When you’re looking for a new job, it’s easy to let safety considerations slide down your list of “musts.” After all, with compensation, commuting distance, and the opportunity for growth at play, safety can seem almost like an afterthought—something you assume any employer would value.
Unfortunately, many employers take a loose approach to safety. Maybe they’re unaware of Occupational Health and Safety Administration (OSHA) regulations. Sometimes they fail to understand that a safe company is ultimately better for business and better for their bottom line. Most commonly, however, they simply take a reactionary approach to safety—only addressing issues after an employee gets hurt or sick.
Considering you’ll spend 8, 9, or even 12 hours a day at your workplace—whether that’s in an office, a warehouse, a manufacturing plant, or out in the field—it’s worth your time to make sure your potential employer values your health and well-being. Here are some things to look for:
Signs of a safe environment
When you visit a potential workplace for your first interview, make sure you get a chance to look around where you’d work.
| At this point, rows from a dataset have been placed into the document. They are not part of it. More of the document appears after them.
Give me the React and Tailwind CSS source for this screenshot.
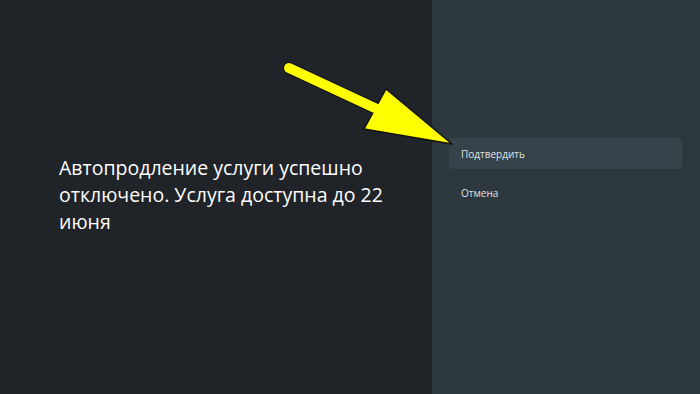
export default function App() {
  return (
    <div className="relative w-[700px] h-[394px] flex bg-[#202327] overflow-hidden" style={{ fontFamily: "'Open Sans', Roboto, 'Noto Sans', sans-serif" }}>
      {/* Message */}
      <div className="w-[432px] flex items-center pl-[59px] pr-4">
        <p className="text-white text-[19.5px] leading-[27px] -mt-[6px]">
          Автопродление услуги успешно отключено. Услуга доступна до 22 июня
        </p>
      </div>

      {/* Actions panel */}
      <div className="flex-1 bg-[#2c373e] pt-[138px] pl-[17px] pr-[18px]">
        <div className="h-[31px] rounded bg-[#37434a] flex items-center px-3 pt-[2px] text-[10px] text-[#dfe3e6]">
          Подтвердить
        </div>
        <div className="h-[31px] mt-[7px] flex items-center px-3 pt-[3px] text-[10px] text-[#dfe3e6]">
          Отмена
        </div>
      </div>

      {/* Arrow */}
      <svg className="absolute left-0 top-0 pointer-events-none" width="700" height="394">
        <line x1="289" y1="68" x2="392" y2="116" stroke="#111" strokeWidth="12" strokeLinecap="round" />
        <polygon points="386,89 452,144 364,129" fill="#ffff00" stroke="#111" strokeWidth="1.5" strokeLinejoin="round" />
        <line x1="289" y1="68" x2="392" y2="116" stroke="#ffff00" strokeWidth="10" strokeLinecap="round" />
      </svg>
    </div>
  );
}
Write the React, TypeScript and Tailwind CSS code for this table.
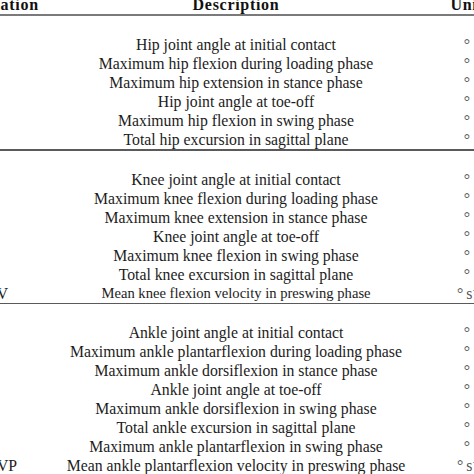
const groups = [
  {
    name: "Hip",
    rows: [
      { abbr: "HIC", desc: "Hip joint angle at initial contact", unit: "deg" },
      { abbr: "HFL", desc: "Maximum hip flexion during loading phase", unit: "deg" },
      { abbr: "HES", desc: "Maximum hip extension in stance phase", unit: "deg" },
      { abbr: "HT", desc: "Hip joint angle at toe-off", unit: "deg" },
      { abbr: "HF", desc: "Maximum hip flexion in swing phase", unit: "deg" },
      { abbr: "HE", desc: "Total hip excursion in sagittal plane", unit: "deg" },
    ],
  },
  {
    name: "Knee",
    rows: [
      { abbr: "KIC", desc: "Knee joint angle at initial contact", unit: "deg" },
      { abbr: "KFL", desc: "Maximum knee flexion during loading phase", unit: "deg" },
      { abbr: "KES", desc: "Maximum knee extension in stance phase", unit: "deg" },
      { abbr: "KT", desc: "Knee joint angle at toe-off", unit: "deg" },
      { abbr: "KF", desc: "Maximum knee flexion in swing phase", unit: "deg" },
      { abbr: "KE", desc: "Total knee excursion in sagittal plane", unit: "deg" },
      { abbr: "MKFV", desc: "Mean knee flexion velocity in preswing phase", unit: "vel", small: true },
    ],
  },
  {
    name: "Ankle",
    rows: [
      { abbr: "AIC", desc: "Ankle joint angle at initial contact", unit: "deg" },
      { abbr: "APL", desc: "Maximum ankle plantarflexion during loading phase", unit: "deg" },
      { abbr: "AD", desc: "Maximum ankle dorsiflexion in stance phase", unit: "deg" },
      { abbr: "AT", desc: "Ankle joint angle at toe-off", unit: "deg" },
      { abbr: "AS", desc: "Maximum ankle dorsiflexion in swing phase", unit: "deg" },
      { abbr: "AE", desc: "Total ankle excursion in sagittal plane", unit: "deg" },
      { abbr: "AP", desc: "Maximum ankle plantarflexion in swing phase", unit: "deg" },
      { abbr: "MAPFVP", desc: "Mean ankle plantarflexion velocity in preswing phase", unit: "vel" },
    ],
  },
];

type Row = { abbr: string; desc: string; unit: string; small?: boolean };

function Unit({ unit }: { unit: string }) {
  if (unit === "vel") {
    return (
      <span className="ml-[6px] whitespace-nowrap">
        °<span className="ml-[3px]">s</span>
        <sup className="text-[10px]">−1</sup>
      </span>
    );
  }
  return <span>°</span>;
}

function DataRow({ row }: { row: Row }) {
  return (
    <div className="flex h-[19px] items-center leading-[19px]">
      <div className="w-[91px] text-center">{row.abbr}</div>
      <div className={`w-[410px] whitespace-nowrap text-center ${row.small ? "text-[14.6px]" : ""}`}>
        {row.desc}
      </div>
      <div className="w-[52px] text-center text-[#555]">
        <Unit unit={row.unit} />
      </div>
    </div>
  );
}

export default function App() {
  return (
    <div className="h-[474px] w-[474px] overflow-hidden bg-white text-[15.75px] text-[#1c1c1c] [font-family:'Liberation_Serif',serif]">
      <div className="-ml-[60px] w-[553px]">
        <div className="-mt-[5px] flex h-[19px] items-center text-[16px] font-bold leading-[19px] tracking-[0.7px] text-[#111]">
          <div className="w-[91px] text-center">Abbreviation</div>
          <div className="w-[410px] text-center">Description</div>
          <div className="w-[52px] text-center">Unit</div>
        </div>
        <div className="h-[2px] bg-[#7a7a7a]" />
        {groups.map((g, gi) => (
          <div key={g.name}>
            <div className="h-[19px]" />
            {g.rows.map((r) => (
              <DataRow key={r.abbr} row={r} />
            ))}
            {gi < groups.length - 1 && <div className="h-[1.5px] bg-[#5a5a5a]" />}
          </div>
        ))}
      </div>
    </div>
  );
}
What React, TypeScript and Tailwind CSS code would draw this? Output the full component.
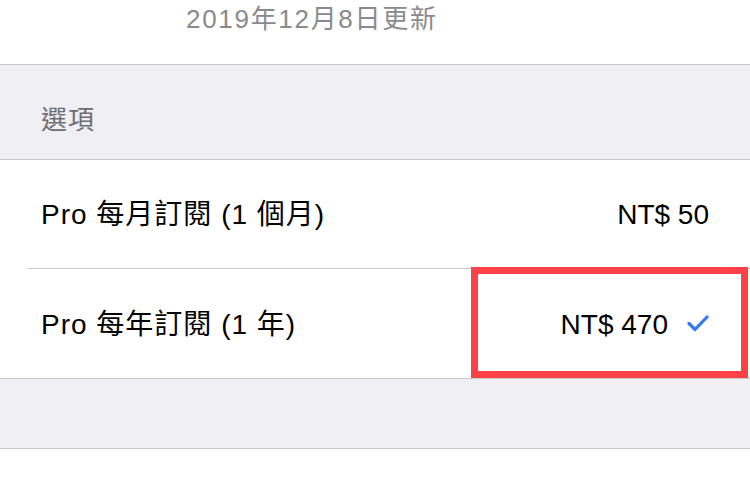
import React from 'react';

const font = { fontFamily: '"Liberation Sans", "Noto Sans CJK TC", sans-serif' };

function Check() {
    return (
        <svg width="22" height="18" viewBox="0 0 22 18" className="ml-[19px]">
            <path
                d="M2 8.5 L8 14.5 L20 2"
                fill="none"
                stroke="#3478f6"
                strokeWidth="3.2"
                strokeLinecap="round"
                strokeLinejoin="round"
            />
        </svg>
    );
}

function OptionRow({
    label,
    price,
    selected,
    last,
}: {
    label: string;
    price: string;
    selected?: boolean;
    last?: boolean;
}) {
    return (
        <div className="relative bg-white pl-[27px]">
            <div
                className={`flex h-[109px] items-center justify-between pr-[41px] ${
                    last ? '' : 'border-b border-[#c8c7cc]'
                }`}
            >
                <span className="pl-[14px] pt-[2px] text-[28px] tracking-[1px] text-[#000]">{label}</span>
                <div className="flex items-center">
                    <span className="pt-[2px] text-[28px] text-[#000]">{price}</span>
                    {selected && <Check />}
                </div>
            </div>
            {/* highlight box drawn over the selected row */}
            {selected && (
                <div className="pointer-events-none absolute left-[471px] right-[2px] top-[-2px] bottom-0 border-[7px] border-[#fc4246]" />
            )}
        </div>
    );
}

export default function App() {
    return (
        <div className="h-[480px] w-[750px] overflow-hidden bg-white" style={font}>
            <div className="h-[65px] border-b border-[#c8c7cc] pl-[186px]">
                <div className="pt-[2px] text-[26px] leading-[34px] tracking-[1.7px] text-[#8a8a8e]">2019年12月8日更新</div>
            </div>
            <div className="flex h-[95px] items-end border-b border-[#c8c7cc] bg-[#efeff4] pb-[19px] pl-[41px]">
                <span className="text-[26px] tracking-[1px] text-[#6d6d72]">選項</span>
            </div>
            <OptionRow label="Pro 每月訂閱 (1 個月)" price="NT$ 50" />
            <OptionRow label="Pro 每年訂閱 (1 年)" price="NT$ 470" selected last />
            <div className="h-[71px] border-y border-[#c8c7cc] bg-[#efeff4]" />
            <div className="h-[40px] bg-white" />
        </div>
    );
}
The space should be clean, tidy, and designed for the work you do. Floors should be even and kept clear. There should be good lighting and ventilation, and entries and exits should be clearly marked. See if you can spot required OSHA signage—it’s a red flag if a company has posted it in a hard-to-find location or not at all.
Proof of a safety culture
For many businesses, especially smaller ones, safety has the potential to be a powerful recruiting tactic. During your job hunt, look for an employer who’s proud to brag on a stellar safety program. Many companies integrate safety training into new employee orientations and then continue the work with regular updates and refreshers. Walk-throughs help spot potential safety issues before they become an issue. Management modeling helps demonstrate that safety is a part of the company culture. After all, employers also have an interest in maintaining a safe environment. It keeps them in compliance with regulations and helps limit lost productivity due to injuries and illnesses—not to mention workers’ comp claims.
Safety in numbers
If your industry is a potentially dangerous one, involving, say, heavy equipment, long hours, or heights, your potential employer shouldn’t shy away from answering your questions about company safety records. Reactive employers may not want to discuss what they see as blips on the record, failing to understand that their unsafe practices will only create more accidents. An employer who values safety, however, will be upfront here—able to discuss the risks of the profession and the measures they take to avoid injuries. A potential employer’s reaction to safety-related questions can also help show whether they’ve created a true culture of safety or simply scheduled a training or two to demonstrate compliance. At a truly safe workplace, employees—no matter their level—can feel comfortable coming to management with concerns.